══ Entries supplied

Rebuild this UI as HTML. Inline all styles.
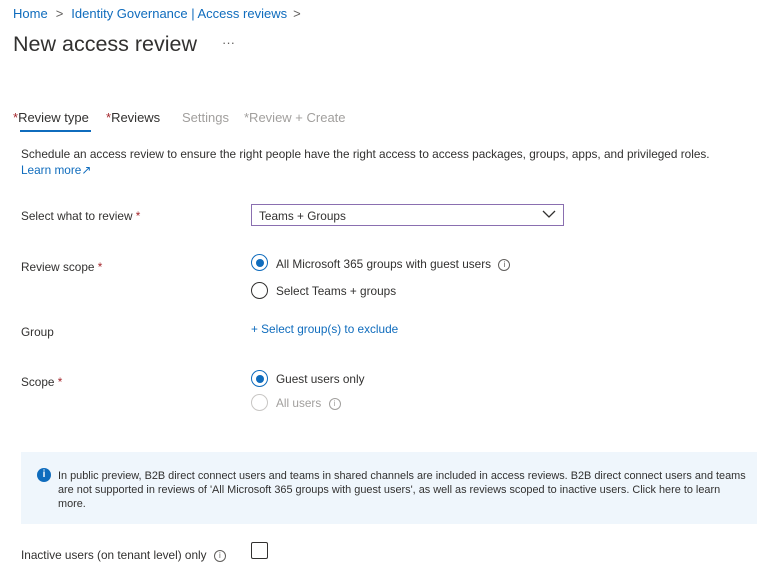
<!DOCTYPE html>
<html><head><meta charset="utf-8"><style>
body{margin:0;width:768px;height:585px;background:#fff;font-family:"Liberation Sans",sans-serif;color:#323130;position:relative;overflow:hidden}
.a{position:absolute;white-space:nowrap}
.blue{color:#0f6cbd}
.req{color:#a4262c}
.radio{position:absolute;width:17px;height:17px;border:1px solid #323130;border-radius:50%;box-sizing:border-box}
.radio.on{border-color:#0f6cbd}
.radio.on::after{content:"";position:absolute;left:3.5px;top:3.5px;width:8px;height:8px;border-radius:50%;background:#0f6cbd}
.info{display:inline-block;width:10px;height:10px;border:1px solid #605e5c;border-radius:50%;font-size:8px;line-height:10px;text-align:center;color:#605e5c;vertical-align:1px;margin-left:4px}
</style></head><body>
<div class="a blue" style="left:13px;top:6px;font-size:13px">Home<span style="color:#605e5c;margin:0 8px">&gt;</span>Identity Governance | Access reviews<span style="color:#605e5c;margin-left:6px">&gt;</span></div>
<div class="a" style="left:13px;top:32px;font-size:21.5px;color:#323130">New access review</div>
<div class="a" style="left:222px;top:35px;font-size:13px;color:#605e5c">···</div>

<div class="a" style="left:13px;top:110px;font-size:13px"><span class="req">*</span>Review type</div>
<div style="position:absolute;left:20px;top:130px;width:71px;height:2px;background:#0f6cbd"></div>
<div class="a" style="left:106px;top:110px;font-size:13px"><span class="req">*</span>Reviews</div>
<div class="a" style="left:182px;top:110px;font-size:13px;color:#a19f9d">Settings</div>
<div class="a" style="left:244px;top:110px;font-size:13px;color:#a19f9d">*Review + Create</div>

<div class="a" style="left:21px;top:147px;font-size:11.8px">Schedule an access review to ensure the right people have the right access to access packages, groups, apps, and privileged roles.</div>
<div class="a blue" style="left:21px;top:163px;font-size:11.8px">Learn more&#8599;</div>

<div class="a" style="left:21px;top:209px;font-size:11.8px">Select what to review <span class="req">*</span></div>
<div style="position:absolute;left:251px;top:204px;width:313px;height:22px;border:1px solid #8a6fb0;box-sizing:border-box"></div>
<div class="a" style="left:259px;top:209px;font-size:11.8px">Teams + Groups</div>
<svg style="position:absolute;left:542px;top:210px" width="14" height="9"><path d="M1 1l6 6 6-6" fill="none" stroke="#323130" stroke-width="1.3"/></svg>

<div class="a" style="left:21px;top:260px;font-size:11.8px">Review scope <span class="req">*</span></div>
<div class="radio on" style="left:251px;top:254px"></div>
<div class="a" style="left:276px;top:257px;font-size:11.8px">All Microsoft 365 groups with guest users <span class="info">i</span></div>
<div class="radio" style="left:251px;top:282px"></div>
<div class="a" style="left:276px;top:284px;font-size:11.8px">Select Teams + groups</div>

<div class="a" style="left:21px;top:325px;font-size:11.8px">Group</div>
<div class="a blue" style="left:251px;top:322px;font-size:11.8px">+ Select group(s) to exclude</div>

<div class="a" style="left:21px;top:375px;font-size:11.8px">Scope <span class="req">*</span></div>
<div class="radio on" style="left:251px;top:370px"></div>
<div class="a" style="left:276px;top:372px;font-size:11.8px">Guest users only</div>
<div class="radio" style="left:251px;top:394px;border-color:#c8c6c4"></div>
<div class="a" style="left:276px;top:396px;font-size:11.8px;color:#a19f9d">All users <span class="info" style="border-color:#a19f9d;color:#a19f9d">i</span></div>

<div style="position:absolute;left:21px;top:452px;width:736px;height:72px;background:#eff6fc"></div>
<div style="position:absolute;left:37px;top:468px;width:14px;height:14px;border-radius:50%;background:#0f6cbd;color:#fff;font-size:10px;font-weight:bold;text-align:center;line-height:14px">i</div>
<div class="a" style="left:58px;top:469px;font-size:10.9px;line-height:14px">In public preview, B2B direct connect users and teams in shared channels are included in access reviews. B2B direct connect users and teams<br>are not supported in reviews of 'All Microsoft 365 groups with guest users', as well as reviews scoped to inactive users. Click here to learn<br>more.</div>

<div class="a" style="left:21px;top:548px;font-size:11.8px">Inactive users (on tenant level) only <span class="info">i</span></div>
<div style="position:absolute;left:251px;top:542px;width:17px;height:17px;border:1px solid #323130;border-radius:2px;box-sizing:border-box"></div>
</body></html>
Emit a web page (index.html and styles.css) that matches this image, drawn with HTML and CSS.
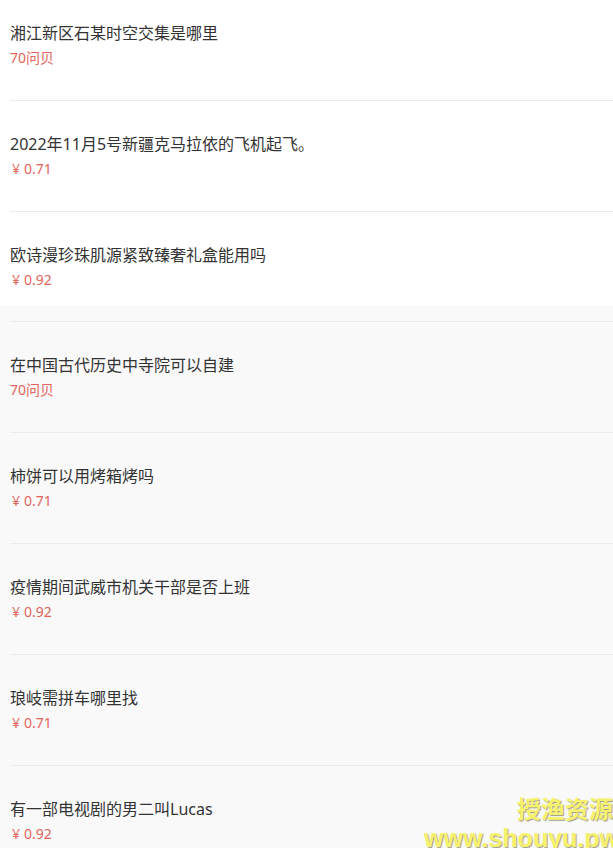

════

What the task requires -> Return the material word for word. Pictures are not part of the copy.

Right answer ->
Rebuild this UI as HTML. Inline all styles.
<!DOCTYPE html>
<html><head><meta charset="utf-8"><style>
body{margin:0;width:768px;height:585px;background:#fff;font-family:"Liberation Sans",sans-serif;color:#323130;position:relative;overflow:hidden}
.a{position:absolute;white-space:nowrap}
.blue{color:#0f6cbd}
.req{color:#a4262c}
.radio{position:absolute;width:17px;height:17px;border:1px solid #323130;border-radius:50%;box-sizing:border-box}
.radio.on{border-color:#0f6cbd}
.radio.on::after{content:"";position:absolute;left:3.5px;top:3.5px;width:8px;height:8px;border-radius:50%;background:#0f6cbd}
.info{display:inline-block;width:10px;height:10px;border:1px solid #605e5c;border-radius:50%;font-size:8px;line-height:10px;text-align:center;color:#605e5c;vertical-align:1px;margin-left:4px}
</style></head><body>
<div class="a blue" style="left:13px;top:6px;font-size:13px">Home<span style="color:#605e5c;margin:0 8px">&gt;</span>Identity Governance | Access reviews<span style="color:#605e5c;margin-left:6px">&gt;</span></div>
<div class="a" style="left:13px;top:32px;font-size:21.5px;color:#323130">New access review</div>
<div class="a" style="left:222px;top:35px;font-size:13px;color:#605e5c">···</div>

<div class="a" style="left:13px;top:110px;font-size:13px"><span class="req">*</span>Review type</div>
<div style="position:absolute;left:20px;top:130px;width:71px;height:2px;background:#0f6cbd"></div>
<div class="a" style="left:106px;top:110px;font-size:13px"><span class="req">*</span>Reviews</div>
<div class="a" style="left:182px;top:110px;font-size:13px;color:#a19f9d">Settings</div>
<div class="a" style="left:244px;top:110px;font-size:13px;color:#a19f9d">*Review + Create</div>

<div class="a" style="left:21px;top:147px;font-size:11.8px">Schedule an access review to ensure the right people have the right access to access packages, groups, apps, and privileged roles.</div>
<div class="a blue" style="left:21px;top:163px;font-size:11.8px">Learn more&#8599;</div>

<div class="a" style="left:21px;top:209px;font-size:11.8px">Select what to review <span class="req">*</span></div>
<div style="position:absolute;left:251px;top:204px;width:313px;height:22px;border:1px solid #8a6fb0;box-sizing:border-box"></div>
<div class="a" style="left:259px;top:209px;font-size:11.8px">Teams + Groups</div>
<svg style="position:absolute;left:542px;top:210px" width="14" height="9"><path d="M1 1l6 6 6-6" fill="none" stroke="#323130" stroke-width="1.3"/></svg>

<div class="a" style="left:21px;top:260px;font-size:11.8px">Review scope <span class="req">*</span></div>
<div class="radio on" style="left:251px;top:254px"></div>
<div class="a" style="left:276px;top:257px;font-size:11.8px">All Microsoft 365 groups with guest users <span class="info">i</span></div>
<div class="radio" style="left:251px;top:282px"></div>
<div class="a" style="left:276px;top:284px;font-size:11.8px">Select Teams + groups</div>

<div class="a" style="left:21px;top:325px;font-size:11.8px">Group</div>
<div class="a blue" style="left:251px;top:322px;font-size:11.8px">+ Select group(s) to exclude</div>

<div class="a" style="left:21px;top:375px;font-size:11.8px">Scope <span class="req">*</span></div>
<div class="radio on" style="left:251px;top:370px"></div>
<div class="a" style="left:276px;top:372px;font-size:11.8px">Guest users only</div>
<div class="radio" style="left:251px;top:394px;border-color:#c8c6c4"></div>
<div class="a" style="left:276px;top:396px;font-size:11.8px;color:#a19f9d">All users <span class="info" style="border-color:#a19f9d;color:#a19f9d">i</span></div>

<div style="position:absolute;left:21px;top:452px;width:736px;height:72px;background:#eff6fc"></div>
<div style="position:absolute;left:37px;top:468px;width:14px;height:14px;border-radius:50%;background:#0f6cbd;color:#fff;font-size:10px;font-weight:bold;text-align:center;line-height:14px">i</div>
<div class="a" style="left:58px;top:469px;font-size:10.9px;line-height:14px">In public preview, B2B direct connect users and teams in shared channels are included in access reviews. B2B direct connect users and teams<br>are not supported in reviews of 'All Microsoft 365 groups with guest users', as well as reviews scoped to inactive users. Click here to learn<br>more.</div>

<div class="a" style="left:21px;top:548px;font-size:11.8px">Inactive users (on tenant level) only <span class="info">i</span></div>
<div style="position:absolute;left:251px;top:542px;width:17px;height:17px;border:1px solid #323130;border-radius:2px;box-sizing:border-box"></div>
</body></html>
Emit a web page (index.html and styles.css) that matches this image, drawn with HTML and CSS.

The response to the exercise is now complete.